Merida’ya gitmek üzere otobüs çevresinde toplananların şoför Jose’den öğrendikleri; tekerleklerdeki tuhaf aparatın işlevi, yolun meyline göre tekerleklerin havasını otomatik olarak azaltıp, çoğaltmak.

“Yukatan Eyaletinin başkenti Merida’nın nüfusu 1 milyon, merkezde yaşam pahalı…”

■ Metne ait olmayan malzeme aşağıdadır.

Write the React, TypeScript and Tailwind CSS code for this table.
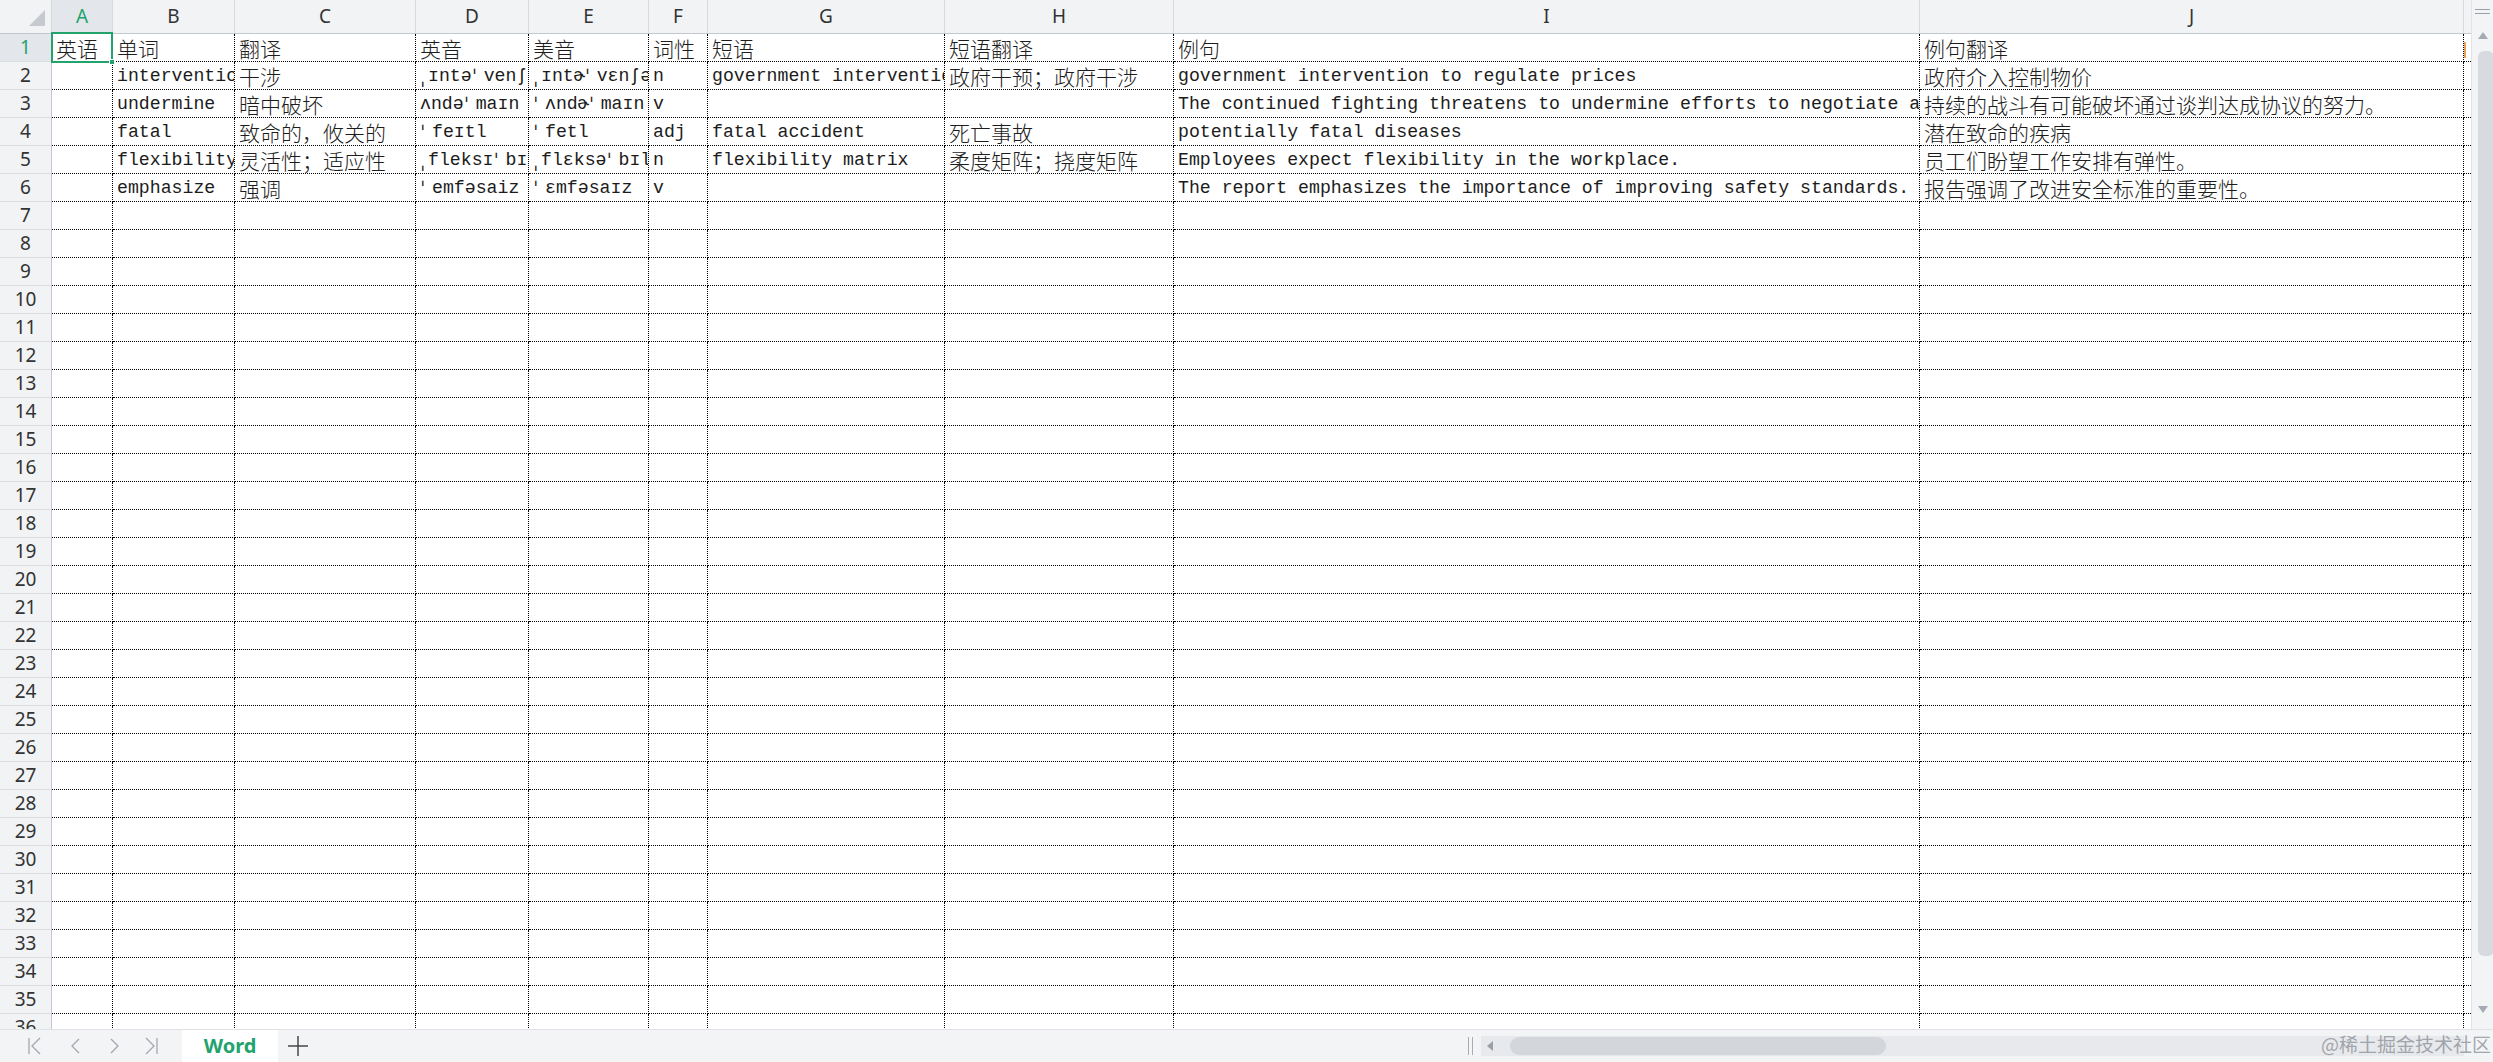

Eski, şık bir at arabasının bulunduğu bol çiçekli bahçeye bakan, duvarları resim ve aynalarla süslü, mekâna özgü avizeler yanında, yaprak motifli pervanelerin serinlettiği, kemerlerle ayrılan salonlarını neşeli bir uğultunun doldurduğu, 200 kişilik lokanta Chaya Maya’nın sahibi bir Türk, Osman Bey; 20 yıl önce Kanada’da tanıştığı eşinin ardından Meksika’ya gelip yerleşmiş, iki evlât sahibi, güler yüzlü bir adam: Chaya, yemeklerde, içecek yapımında kullanılan, çınar yaprağı benzeri ince narin bir bitki, lima ise limon ama lime değil!

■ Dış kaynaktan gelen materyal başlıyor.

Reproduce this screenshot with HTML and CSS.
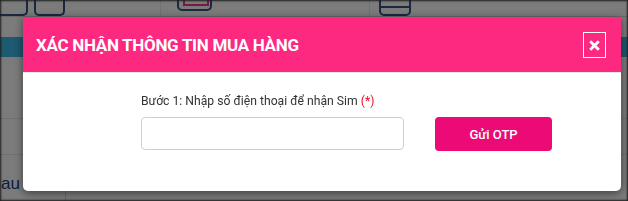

Uzun masada Meksika yemeklerinden bir derleme: Kabak çekirdeği, avokado ve fasulye ezmeleri, yeşil acı biberli, soğanlı ve domatesli soslar, tako, mısırunu lavaşlarda et yemekleri, tamales ve tatlı: Orijinali lokma benzeri kızarmış şerbetli hamurken Osman Bey’in kabuk tarçın, meyve, dondurma ve anasonlu likör x-tabentun ilavesiyle çok lezzetli bir hal alan Caballero Pobre. Ayrılırken, kendilerini uğurlayan Osman Bey’in, sinemacı olmaya niyetli oğlunun adını (Osman Kaan Tahirbeyoğlu) başarı dileğiyle defterine not eden “abla”, yeni bir Dünya için yeni sözleri olan Yeni İnsan’a ihtiyaç olduğu, bilincindedir.

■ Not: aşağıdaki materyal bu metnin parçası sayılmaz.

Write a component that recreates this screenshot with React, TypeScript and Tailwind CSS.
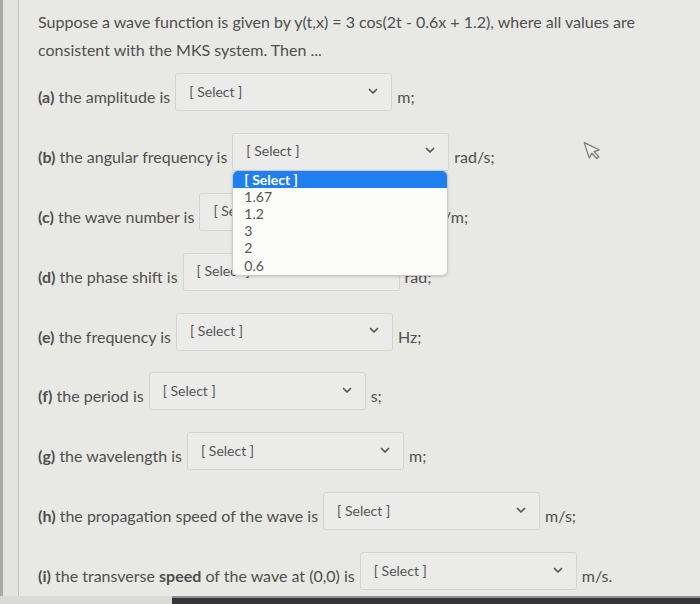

“Abla”, kardeşleri ve teyzenin de aralarında bulunduğu bir grup katılımcı otelden çıkar, art arda gelen faytonlara (350 Peso) binip, sürücünün tek tek anıtları, otelleri ve ille de zengin ailelerin evlerini gösterdiği bir Merida turu yaparlar.

Akşam yemeği sonrası toplanıp Zocalo Meydanı’na yürüdükleri sıra, grubun yanından hızla geçen, kasaları kar maskeli, ağır silahlı federallerle yüklü siyah kamyonetler, fikir değiştirip otele dönmelerine neden olur.